Wiring field sensors in large industrial facilities typically accounts for 30 to 50 percent of instrumentation project costs. Wireless architectures reduce this expense by up to 60 percent based on project benchmarks. Installation timelines shorten by weeks, minimizing production disruptions. Real-time condition data flowing into the PLC enables automated work orders, condition-based maintenance scheduling, and tighter integration with SCADA systems. For new builds or retrofits, return on investment is typically achieved within 12 months.

Advanced Technical Guidance for Robust Deployment

Engineers deploying these integrated systems can optimize performance with the following considerations:

• Frequency Planning: Use the gateway spectrum analyzer to select the least congested wireless channel, especially in plants with existing Wi-Fi or radio systems.
• Redundancy for Critical Assets: Deploy dual gateways with redundant paths to the PLC to ensure zero data loss during gateway maintenance or network interruptions.
• Cybersecurity Implementation: Enable 128-bit AES encryption on all wireless links. Segregate the wireless monitoring network using VLANs to protect control network integrity.
• Data Resolution Optimization: Configure high-resolution waveform capture to trigger only on alarm events. Send summary parameters such as overall vibration and temperature to the PLC to maintain optimal bandwidth utilization.
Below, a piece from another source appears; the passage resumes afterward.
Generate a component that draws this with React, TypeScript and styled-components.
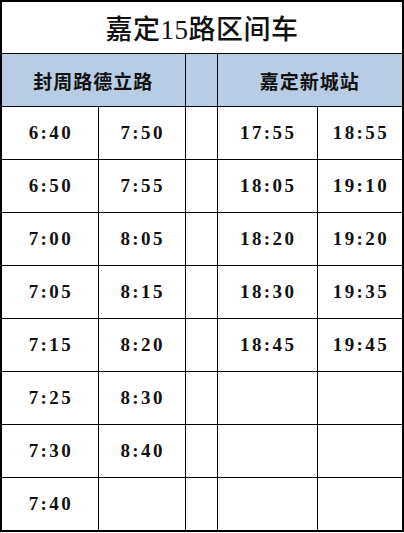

Frequently Asked Questions

Do Bently Nevada wireless sensors require custom adapters to interface with distributed PLCs?
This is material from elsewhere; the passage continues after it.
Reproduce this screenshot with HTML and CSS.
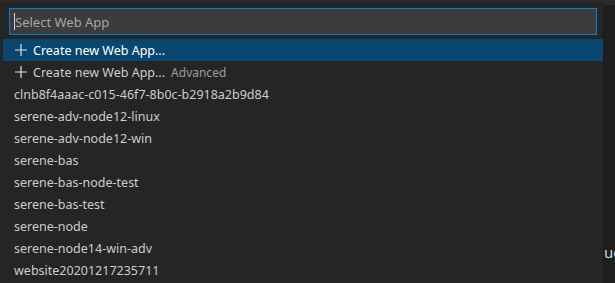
FILE: index.html
```html
<!DOCTYPE html>
<html lang="en">
<head>
    <meta charset="UTF-8">
    <title>Select Web App</title>
    <link rel="stylesheet" href="styles.css">
</head>
<body>

<div class="workbench">
    <div class="quick-pick">
        <div class="input-wrap">
            <div class="input-box">
                <span class="caret"></span>
                <span class="placeholder">Select Web App</span>
            </div>
        </div>
        <ul class="list">
            <li class="item selected">
                <svg class="plus" width="14" height="14" viewBox="0 0 14 14"><path d="M7 1v12M1 7h12" stroke="currentColor" stroke-width="1.2" fill="none"/></svg>
                <span>Create new Web App...</span>
            </li>
            <li class="item">
                <svg class="plus" width="14" height="14" viewBox="0 0 14 14"><path d="M7 1v12M1 7h12" stroke="currentColor" stroke-width="1.2" fill="none"/></svg>
                <span>Create new Web App...</span>
                <span class="desc">Advanced</span>
            </li>
            <li class="item">clnb8f4aaac-c015-46f7-8b0c-b2918a2b9d84</li>
            <li class="item">serene-adv-node12-linux</li>
            <li class="item">serene-adv-node12-win</li>
            <li class="item">serene-bas</li>
            <li class="item">serene-bas-node-test</li>
            <li class="item">serene-bas-test</li>
            <li class="item">serene-node</li>
            <li class="item">serene-node14-win-adv</li>
            <li class="item">website20201217235711</li>
        </ul>
    </div>
    <div class="editor-edge">
        <span class="peek">ug</span>
    </div>
</div>

</body>
</html>
```

FILE: styles.css
```css
body {
    margin: 0;
    background-color: #1e1e1e;
    font-family: "Noto Sans", "Open Sans", sans-serif;
    font-size: 12.5px;
    color: #cccccc;
    overflow: hidden;
}
.workbench {
    display: flex;
    height: 283px;
    border-top: 5px solid #2d2d2d;
}
.quick-pick {
    flex-shrink: 0;
    box-sizing: border-box;
    width: 603px;
    padding-left: 3px;
    background-color: #252526;
    box-shadow: 0 0 8px rgba(0, 0, 0, 0.6);
}
.input-wrap {
    padding: 3px 6px 4px 6px;
}
.input-box {
    display: flex;
    align-items: center;
    height: 25px;
    border: 1px solid #007fd4;
    background-color: #3c3c3c;
    padding-left: 4px;
}
.caret {
    width: 1px;
    height: 17px;
    background-color: #d4d4d4;
}
.placeholder {
    color: #a6a6a6;
    font-size: 13px;
}
.list {
    list-style: none;
    margin: 0;
    padding: 0;
}
.item {
    display: flex;
    align-items: center;
    height: 22px;
    padding-left: 11px;
    white-space: nowrap;
}
.item.selected {
    background-color: #094771;
    color: #ffffff;
}
.plus {
    margin-right: 5px;
    color: #e0e0e0;
}
.desc {
    margin-left: 6px;
    font-size: 12px;
    opacity: 0.7;
}
.editor-edge {
    flex: 1;
    display: flex;
    align-items: flex-end;
    padding-bottom: 26px;
    border-left: 1px solid #1a1a1a;
    background-color: #1e1e1e;
}
.peek {
    font-size: 15px;
    color: #d4d4d4;
}
```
No. Most sensors connect through a standard wireless gateway that supports native Modbus TCP/IP, OPC UA, or EtherNet/IP. Pre-built configuration templates are available for Allen-Bradley, Siemens, Mitsubishi, and other major PLC platforms, accelerating register mapping and reducing engineering effort.

Is wireless communication secure and stable in harsh industrial environments?

Yes. Bently Nevada wireless systems use 128-bit AES encryption and frequency-hopping spread spectrum technology. They resist dust, moisture, extreme temperatures up to 85°C, and electromagnetic interference. Under typical line-of-sight conditions, sensors maintain reliable connection up to 150 meters from the gateway. Range extenders are available for larger facilities.

Can this solution work with DCS systems alongside distributed PLCs?

Absolutely. The same wireless gateway can stream data simultaneously to both PLC and DCS platforms via multiple protocol endpoints. Many facilities use this hybrid architecture to provide unified asset health information to process control systems and discrete logic controllers.

Solution Scenarios for Wireless Monitoring and PLC Integration

• Remote or Hard-to-Access Assets: Install on storage tanks, overhead cranes, rotating kilns, or offshore platforms where wired installation is impractical or cost-prohibitive.
• Retrofit Projects: Add condition monitoring to legacy machinery without extensive downtime, conduit installation, or control cabinet modifications.
• Temporary or Mobile Installations: Deploy on oil rigs, construction equipment fleets, or test stands where modularity and rapid reconfiguration are essential.
• High-Density Rotating Equipment: Monitor compressor stations, pump houses, and motor control centers with dozens of assets in compact areas, leveraging wireless flexibility to eliminate cable trays.